I beg to move, to leave out from "House" to the end of the Question and to add instead thereof:
congratulates the Government on its housing and planning policies which have helped more people than ever before to own their own homes and, while protecting the extending the approved Green Belts, have created the conditions for a return of prosperity across the whole country; welcomes the proposals in the Housing Bill to widen the choice of housing available for rent; notes with satisfaction the planned increases in the Housing Corporation's programme and the additional resources being allocated to local authorities to tackle immediate problems of homelessness, bringing to£74 million the additional resources made available over the last six months; and urges local authorities to use these and other resources to end the use of bed-and-breakfast accommodation for families as quickly as possible.
The hon. Member for Hammersmith (Mr. Soley) started with a strange description of the Government's economic policy. It was new to me and I did not recognise it. He then made some spirited attacks upon my right hon. Friend the Member for Henley (Mr. Heseltine), who I wish were in his place to defend himself. I shall justify many of my right hon. Friend's actions during his period of office, when the relevant points are reached in this debate.
One point I should like to clear up immediately concerns the hon. Gentleman's reference to a report in today's Evening Standard, that swingeing penalties will be imposed on those who appeal in the green belt. I do not know the source of that information, but from my reading of the article, my guess is that the report refers to the fact that already costs can be awarded against those who appeal vexatiously or frivolously, especially in the green belt. We have frequently given warnings that we will award costs when we believe that such action is justified in relation to the circular. We have nothing further in mind at the present time.

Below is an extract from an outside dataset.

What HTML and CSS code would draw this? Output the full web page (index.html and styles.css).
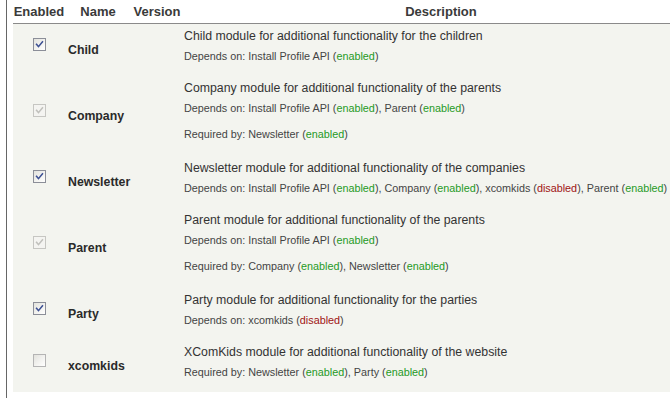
FILE: index.html
```html
<!DOCTYPE html>
<html lang="en">
<head>
    <meta charset="UTF-8">
    <title>Modules</title>
    <link rel="stylesheet" href="styles.css">
</head>
<body>
    <div class="page">
        <table class="modules">
            <colgroup>
                <col class="col-enabled">
                <col class="col-name">
                <col class="col-version">
                <col class="col-desc">
            </colgroup>
            <thead>
                <tr>
                    <th>Enabled</th>
                    <th>Name</th>
                    <th>Version</th>
                    <th>Description</th>
                </tr>
            </thead>
            <tbody>
                <tr>
                    <td class="check"><span class="box checked"><svg viewBox="0 0 13 13"><path d="M3 6.2 L5.3 9 L10 3.3"/></svg></span></td>
                    <td class="name">Child</td>
                    <td></td>
                    <td class="desc">
                        <div class="text">Child module for additional functionality for the children</div>
                        <div class="meta">Depends on: Install Profile API (<span class="on">enabled</span>)</div>
                    </td>
                </tr>
                <tr>
                    <td class="check"><span class="box locked"><svg viewBox="0 0 13 13"><path d="M3 6.2 L5.3 9 L10 3.3"/></svg></span></td>
                    <td class="name">Company</td>
                    <td></td>
                    <td class="desc">
                        <div class="text">Company module for additional functionality of the parents</div>
                        <div class="meta">Depends on: Install Profile API (<span class="on">enabled</span>), Parent (<span class="on">enabled</span>)</div>
                        <div class="meta">Required by: Newsletter (<span class="on">enabled</span>)</div>
                    </td>
                </tr>
                <tr>
                    <td class="check"><span class="box checked"><svg viewBox="0 0 13 13"><path d="M3 6.2 L5.3 9 L10 3.3"/></svg></span></td>
                    <td class="name">Newsletter</td>
                    <td></td>
                    <td class="desc">
                        <div class="text">Newsletter module for additional functionality of the companies</div>
                        <div class="meta">Depends on: Install Profile API (<span class="on">enabled</span>), Company (<span class="on">enabled</span>), xcomkids (<span class="off">disabled</span>), Parent (<span class="on">enabled</span>)</div>
                    </td>
                </tr>
                <tr>
                    <td class="check"><span class="box locked"><svg viewBox="0 0 13 13"><path d="M3 6.2 L5.3 9 L10 3.3"/></svg></span></td>
                    <td class="name">Parent</td>
                    <td></td>
                    <td class="desc">
                        <div class="text">Parent module for additional functionality of the parents</div>
                        <div class="meta">Depends on: Install Profile API (<span class="on">enabled</span>)</div>
                        <div class="meta">Required by: Company (<span class="on">enabled</span>), Newsletter (<span class="on">enabled</span>)</div>
                    </td>
                </tr>
                <tr>
                    <td class="check"><span class="box checked"><svg viewBox="0 0 13 13"><path d="M3 6.2 L5.3 9 L10 3.3"/></svg></span></td>
                    <td class="name">Party</td>
                    <td></td>
                    <td class="desc">
                        <div class="text">Party module for additional functionality for the parties</div>
                        <div class="meta">Depends on: xcomkids (<span class="off">disabled</span>)</div>
                    </td>
                </tr>
                <tr>
                    <td class="check"><span class="box"></span></td>
                    <td class="name">xcomkids</td>
                    <td></td>
                    <td class="desc">
                        <div class="text">XComKids module for additional functionality of the website</div>
                        <div class="meta">Required by: Newsletter (<span class="on">enabled</span>), Party (<span class="on">enabled</span>)</div>
                    </td>
                </tr>
            </tbody>
        </table>
    </div>
</body>
</html>
```

FILE: styles.css
```css
body {
    margin: 0;
    background: #fff;
    font-family: "Liberation Sans", Arial, sans-serif;
    color: #333;
}

.page {
    margin-left: 6px;
    padding-left: 6px;
    border-left: 1px solid #666;
    height: 398px;
    overflow: hidden;
}

.modules {
    border-collapse: collapse;
    table-layout: fixed;
    width: 686px;
}

.col-enabled { width: 52px; }
.col-name { width: 66px; }
.col-version { width: 52px; }
.col-desc { width: 516px; }

.modules th {
    height: 23px;
    padding: 0;
    font-size: 13px;
    font-weight: bold;
    color: #3a3a3a;
    text-align: center;
    vertical-align: middle;
    border-bottom: 1px solid #8a8a8a;
}

.modules td {
    background: #f3f4ef;
    padding: 0;
    vertical-align: middle;
}

/* checkbox */
.check {
    text-align: center;
    padding-bottom: 13px !important;
}

.box {
    display: inline-block;
    width: 11px;
    height: 11px;
    border: 1px solid #b4b4b4;
    background: linear-gradient(135deg, #e2e2dd 0%, #f7f7f5 70%, #fff 100%);
    vertical-align: middle;
}

.box svg {
    display: block;
    width: 11px;
    height: 11px;
    fill: none;
    stroke-width: 1.8;
    stroke-linecap: square;
}

.box.checked {
    border-color: #8b8e98;
}

.box.checked svg {
    stroke: #3b4f93;
}

.box.locked {
    border-color: #c6c6c2;
    background: #f4f4f1;
}

.box.locked svg {
    stroke: #c0c0bc;
}

.name {
    padding-left: 3px !important;
    font-size: 12.3px;
    font-weight: bold;
    color: #2a2a2a;
    white-space: nowrap;
}

.desc {
    padding: 4px 0 2px 1px !important;
}

.desc .text {
    font-size: 12.3px;
    line-height: 16px;
    color: #333;
    white-space: nowrap;
}

.desc .meta {
    margin: 4px 0 10px;
    font-size: 10.8px;
    line-height: 16px;
    color: #444;
    white-space: nowrap;
}

.desc .meta + .meta {
    margin-top: 10px;
    margin-bottom: 12px;
}

.on {
    color: #1f9a1f;
}

.off {
    color: #a01414;
}
```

By linking housing and planning policies in today's motion, the Opposition enable me to make an important point, and it is one with which I hope that the hon.
Member for Hammersmith agrees. Our ability to ensure that everyone has access to a decent home, particularly in distressed parts of the country, depends to a large extent on our willingness to release at least some land for house building through the planning process. That is a factor affecting house prices too. I agree that there is a link between the restrictive planning policies we have been pursuing and homelessness, higher house prices, and the land shortage that causes those increased prices and shortages—affecting in particular local people in rural areas as well as those in the cities.
Many have questioned that link, pointing out—as did the hon. Member for Hammersmith—that new private sector houses are seldom within the reach of the low-income families. However, there is a cascade effect. The more houses we build as people move up the housing ladder, the more houses become available and affordable to households at the bottom of that ladder, whether they be owner-occupiers or tenants. That is the way more housing becomes available.